It’s probably happened to you. In all likelihood, it has happened multiple times in your life thus far.

You don’t understand why it happens. And when it does, it can throw you into the deepest valleys of despair.

Perhaps you cry out to a higher power to make things better. Maybe you just stare into the cosmos, wondering what the meaning of life is and why things get tough.

I’ve been there. Many times. For all sorts of reasons.

Breakups, career problems, dealing with a death, financial issues, there are a million things that can put you into this frame of mind.

You know what you want more than anything, but no matter what you do, the universe just doesn’t seem to give it to you. Why? Why can’t things just be easier, simpler? Why can’t things get better?

Why can’t we get what we want?

A few years ago I was going through an extremely difficult time in my life. My fiancé of four years had broken up with me. Over the phone.

No visit. No long talk about how we could maybe work it out. She just told me she couldn’t do it anymore.

And just like that, I was thrown into that valley.

I spent the next few months searching for answers. I read through different religious texts, self-help sites, and scientific books. I prayed, I meditated, and I even tried to visualize the thing that I wanted the most. 
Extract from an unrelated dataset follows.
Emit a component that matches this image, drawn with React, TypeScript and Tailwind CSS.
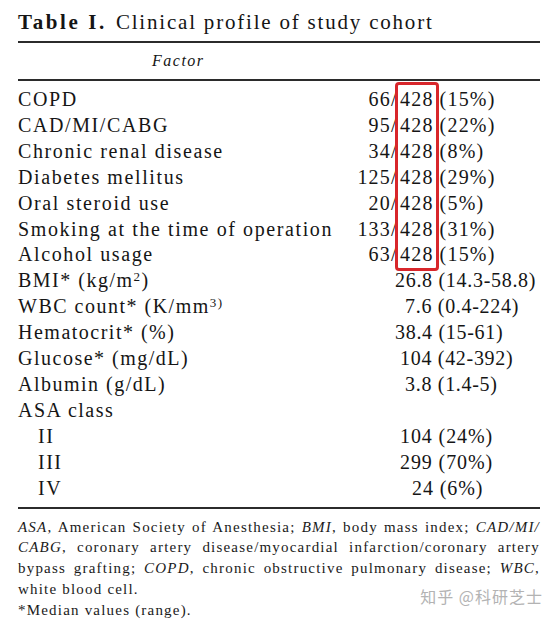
const counts = [
  { label: "COPD", n: "66", pct: "(15%)" },
  { label: "CAD/MI/CABG", n: "95", pct: "(22%)" },
  { label: "Chronic renal disease", n: "34", pct: "(8%)" },
  { label: "Diabetes mellitus", n: "125", pct: "(29%)" },
  { label: "Oral steroid use", n: "20", pct: "(5%)" },
  { label: "Smoking at the time of operation", n: "133", pct: "(31%)" },
  { label: "Alcohol usage", n: "63", pct: "(15%)" },
];

function Rule() {
  return <div className="h-[2px] bg-[#2b2b2b]" />;
}

export default function App() {
  return (
    <div className="relative w-[558px] h-[622px] overflow-hidden bg-white px-[18px] font-['Liberation_Serif',serif] text-[#151515]">
      {/* Title */}
      <h1 className="pt-[8px] h-[41px] text-[21px] leading-[28px] whitespace-nowrap">
        <span className="font-bold tracking-[2.6px]">Table I.</span>
        <span className="ml-[9px] tracking-[1.8px]">Clinical profile of study cohort</span>
      </h1>
      <Rule />
      <div className="h-[36px] flex items-center pl-[134px] text-[16px] italic tracking-[1.5px]">Factor</div>
      <Rule />

      {/* Count rows */}
      <div className="mt-[6px] flex items-start text-[20px] leading-[25.9px] whitespace-nowrap">
        <div className="w-[330px] tracking-[1.6px]">
          {counts.map((r) => (
            <div key={r.label}>{r.label}</div>
          ))}
        </div>
        <div className="w-[43px] text-right tracking-[1.2px]">
          {counts.map((r) => (
            <div key={r.label}>{r.n}</div>
          ))}
        </div>
        <div className="w-[4px]">
          {counts.map((r) => (
            <div key={r.label}>/</div>
          ))}
        </div>
        <div className="-mt-[5px] -mb-[3px] pt-[2px] pl-[2px] pr-[2px] border-[3px] border-[#d8262b] rounded-[4px] tracking-[1.2px]">
          {counts.map((r) => (
            <div key={r.label}>428</div>
          ))}
        </div>
        <div className="pl-[1px] tracking-[1.2px]">
          {counts.map((r) => (
            <div key={r.label}>{r.pct}</div>
          ))}
        </div>
      </div>

      {/* Value rows */}
      <div className="text-[20px] leading-[25.9px] whitespace-nowrap">
        <div className="grid grid-cols-[377px_1fr]">
          <div className="tracking-[1.5px]">
            BMI* (kg/m<sup className="text-[13px]">2</sup>)
          </div>
          <div className="tracking-[0.7px]">26.8 (14.3-58.8)</div>
        </div>
        <div className="grid grid-cols-[377px_1fr]">
          <div className="tracking-[1.5px]">
            WBC count* (K/mm<sup className="text-[13px]">3)</sup>
          </div>
          <div className="pl-[10px] tracking-[0.7px]">7.6 (0.4-224)</div>
        </div>
        <div className="grid grid-cols-[377px_1fr]">
          <div className="tracking-[1.5px]">Hematocrit* (%)</div>
          <div className="tracking-[0.7px]">38.4 (15-61)</div>
        </div>
        <div className="grid grid-cols-[377px_1fr]">
          <div className="tracking-[1.5px]">Glucose* (mg/dL)</div>
          <div className="pl-[5px] tracking-[0.7px]">104 (42-392)</div>
        </div>
        <div className="grid grid-cols-[377px_1fr]">
          <div className="tracking-[1.5px]">Albumin (g/dL)</div>
          <div className="pl-[10px] tracking-[0.7px]">3.8 (1.4-5)</div>
        </div>
        <div className="tracking-[1.5px]">ASA class</div>
        <div className="grid grid-cols-[377px_1fr]">
          <div className="pl-[20px] tracking-[1.5px]">II</div>
          <div className="pl-[5px] tracking-[0.9px]">104 (24%)</div>
        </div>
        <div className="grid grid-cols-[377px_1fr]">
          <div className="pl-[20px] tracking-[1.5px]">III</div>
          <div className="pl-[5px] tracking-[0.9px]">299 (70%)</div>
        </div>
        <div className="grid grid-cols-[377px_1fr]">
          <div className="pl-[20px] tracking-[1.5px]">IV</div>
          <div className="pl-[17px] tracking-[0.9px]">24 (6%)</div>
        </div>
      </div>

      <div className="mt-[5px]">
        <Rule />
      </div>

      {/* Footnote */}
      <div className="mt-[8px] text-[15px] leading-[20.8px] tracking-[1.2px] text-[#1a1a1a] whitespace-nowrap">
        <p className="text-justify [text-align-last:justify]">
          <i>ASA</i>, American Society of Anesthesia; <i>BMI</i>, body mass index; <i>CAD/MI/</i>
        </p>
        <p className="text-justify [text-align-last:justify]">
          <i>CABG</i>, coronary artery disease/myocardial infarction/coronary artery
        </p>
        <p className="text-justify [text-align-last:justify]">
          bypass grafting; <i>COPD</i>, chronic obstructive pulmonary disease; <i>WBC</i>,
        </p>
        <p>white blood cell.</p>
        <p>*Median values (range).</p>
      </div>

      {/* Watermark */}
      <div className="absolute right-[15px] top-[584px] text-[16px] tracking-[1px] text-[#b3b3b3] font-['Noto_Sans_CJK_SC',sans-serif]">
        知乎 @科研芝士
      </div>
    </div>
  );
}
I just wanted my fiancé back.

My work suffered at my job, though I didn’t notice. It took an old friend, one of my bosses, calling me into his office and having an honest conversation for me to realize that I was basically coasting through the weeks.

In the evenings, I was plagued by dreams of my ex. In them, we were happy and together. Everything had worked out.

Of course, I always woke up in the middle of the night, sweating and crying. Yeah, I woke up crying.

I was raised to believe in a higher power. But during those nights of torture, I found myself pounding my pillow and begging him/her to make everything better.

Nothing ever got better, though.

Talks with friends yielded no good counsel. As a student of the psychological sciences, and a counselor myself, their cliché words only served to frustrate me.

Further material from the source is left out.